Calgary women in power empower young leaders

Calgary’s council chambers looked a little different Friday morning, as young women were given the opportunity to sit in the city’s top political seats. Jillian Code has the story.

By Jillian Code

Calgary’s Council Chambers looked slightly different Friday morning during women in politics event, as it hosted 20 young women from local high schools.

The young women got the chance to sit in the seats of leadership and hold a mock council meeting.

“They show young girls, young females, that they have the ability to go somewhere, to be in those positions of power,” said Grade 11 student Nicole Sun.

“At the beginning, you could kind of tell it was a little bit tense,” said Brooke Negash who’s also in Grade 11. “The first speaker would come up and none of us asked any questions, really. And then by the end of it, we were all just going back and forth at each other.”

The topic of debate was about single-use plastics, where the young leaders discussed how to incentivize businesses and shoppers to opt for multi-use options, and if the government would help fund the transition.

Councillor Kourtney Penner said she was impressed by the students.

“I’m not sure who brought forward the medical supplies and how we address single-use plastics in other industries. … I thought it was really smart to be thinking broader,” Penner said.

The women in politics event perhaps hold a bit more meaning this year, as the province’s two front runners for the spring elections are both women.

Calgary’s Mayor Jyoto Gondek is also a woman, which is a first for the city.
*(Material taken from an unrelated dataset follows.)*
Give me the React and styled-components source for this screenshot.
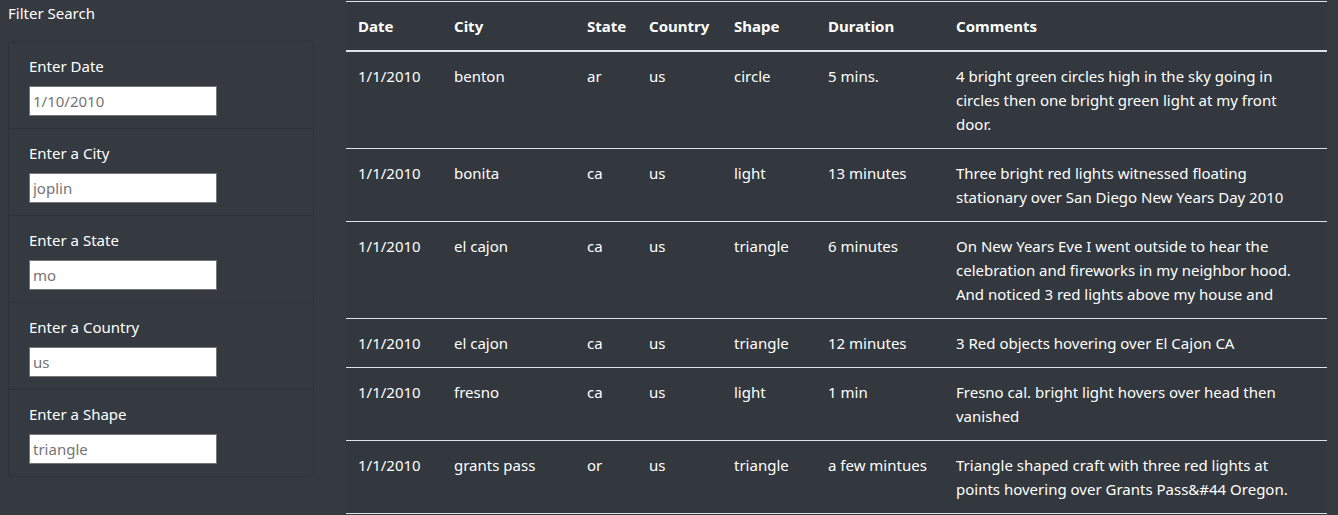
import React from 'react';
import styled, { createGlobalStyle } from 'styled-components';

const GlobalStyle = createGlobalStyle`
    body {
        margin: 0;
        background-color: #343a40;
        color: #fff;
        font-family: "Noto Sans", "Open Sans", sans-serif;
        font-size: 15px;
        line-height: 24px;
    }
`;

const filters = [
    { label: 'Enter Date', placeholder: '1/10/2010' },
    { label: 'Enter a City', placeholder: 'joplin' },
    { label: 'Enter a State', placeholder: 'mo' },
    { label: 'Enter a Country', placeholder: 'us' },
    { label: 'Enter a Shape', placeholder: 'triangle' },
];

const columns = [
    { title: 'Date', width: 96 },
    { title: 'City', width: 133 },
    { title: 'State', width: 62 },
    { title: 'Country', width: 85 },
    { title: 'Shape', width: 94 },
    { title: 'Duration', width: 128 },
    { title: 'Comments', width: 383 },
];

const sightings = [
    ['1/1/2010', 'benton', 'ar', 'us', 'circle', '5 mins.', '4 bright green circles high in the sky going in circles then one bright green light at my front door.'],
    ['1/1/2010', 'bonita', 'ca', 'us', 'light', '13 minutes', 'Three bright red lights witnessed floating stationary over San Diego New Years Day 2010'],
    ['1/1/2010', 'el cajon', 'ca', 'us', 'triangle', '6 minutes', 'On New Years Eve I went outside to hear the celebration and fireworks in my neighbor hood. And noticed 3 red lights above my house and'],
    ['1/1/2010', 'el cajon', 'ca', 'us', 'triangle', '12 minutes', '3 Red objects hovering over El Cajon CA'],
    ['1/1/2010', 'fresno', 'ca', 'us', 'light', '1 min', 'Fresno cal. bright light hovers over head then vanished'],
    ['1/1/2010', 'grants pass', 'or', 'us', 'triangle', 'a few mintues', 'Triangle shaped craft with three red lights at points hovering over Grants Pass&#44 Oregon.'],
];

class App extends React.Component {
    render() {
        return (
            <Page>
                <GlobalStyle />
                <Sidebar>
                    <SidebarTitle>Filter Search</SidebarTitle>
                    <FilterCard>
                        {filters.map((filter) => (
                            <FilterItem key={filter.label}>
                                <FilterLabel>{filter.label}</FilterLabel>
                                <FilterInput type="text" placeholder={filter.placeholder} />
                            </FilterItem>
                        ))}
                    </FilterCard>
                </Sidebar>
                <TableWrap>
                    <Table>
                        <colgroup>
                            {columns.map((col) => <col key={col.title} style={{ width: col.width }} />)}
                        </colgroup>
                        <thead>
                            <tr>
                                {columns.map((col) => <HeadCell key={col.title}>{col.title}</HeadCell>)}
                            </tr>
                        </thead>
                        <tbody>
                            {sightings.map((row, index) => (
                                <tr key={index}>
                                    {row.map((value, i) => <Cell key={i}>{value}</Cell>)}
                                </tr>
                            ))}
                        </tbody>
                    </Table>
                </TableWrap>
            </Page>
        );
    }
}

export default App;

const Page = styled.div`
    display: flex;
    align-items: flex-start;
    padding-top: 1px;
    min-height: 514px;
`;

const Sidebar = styled.div`
    width: 306px;
    margin-left: 8px;
    flex-shrink: 0;
`;

const SidebarTitle = styled.div`
    line-height: 24px;
    margin-bottom: 16px;
`;

const FilterCard = styled.ul`
    list-style: none;
    margin: 0;
    padding: 0;
    border: 1px solid rgba(0, 0, 0, 0.125);
    border-radius: 4px;
`;

const FilterItem = styled.li`
    display: flex;
    flex-direction: column;
    align-items: flex-start;
    padding: 12px 20px;
    border-bottom: 1px solid rgba(0, 0, 0, 0.125);

    &:last-child {
        border-bottom: none;
    }
`;

const FilterLabel = styled.label`
    line-height: 24px;
    margin-bottom: 8px;
`;

const FilterInput = styled.input`
    box-sizing: border-box;
    width: 188px;
    height: 30px;
    padding: 1px 3px;
    border: 1px solid #767676;
    border-radius: 0;
    background: #fff;
    font-family: "Noto Sans", "Open Sans", sans-serif;
    font-size: 15px;

    &::placeholder {
        color: #757575;
    }
`;

const TableWrap = styled.div`
    margin-left: 32px;
    width: 981px;
    flex-shrink: 0;
    background-color: #32383e;
`;

const Table = styled.table`
    width: 100%;
    table-layout: fixed;
    border-collapse: collapse;
    color: #fff;
`;

const HeadCell = styled.th`
    text-align: left;
    font-weight: 700;
    padding: 12px;
    line-height: 24px;
    border-top: 1px solid #dee2e6;
    border-bottom: 2px solid #dee2e6;
    vertical-align: bottom;
`;

const Cell = styled.td`
    padding: 12px;
    line-height: 24px;
    vertical-align: top;
    border-bottom: 1px solid #dee2e6;
`;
“When we saw the applications, a lot of them were motivated by the fact that we have the first woman as Mayor of the City of Calgary, woman of colour as well. And we also — Alberta is doing pretty good in terms of representation on the provincial level,” said Dhuha Nader, chair, Equal Voice Calgary.

The students have also learned to stand their ground and be empowered.

“Owning it, standing your ground. Especially when you’re someone of a marginalized community—you know, I’m here for a reason,” said Negash.

“It’s a really powerful thing and it encourages and empowers female leaders to go and pursue those positions of power,” Sun added.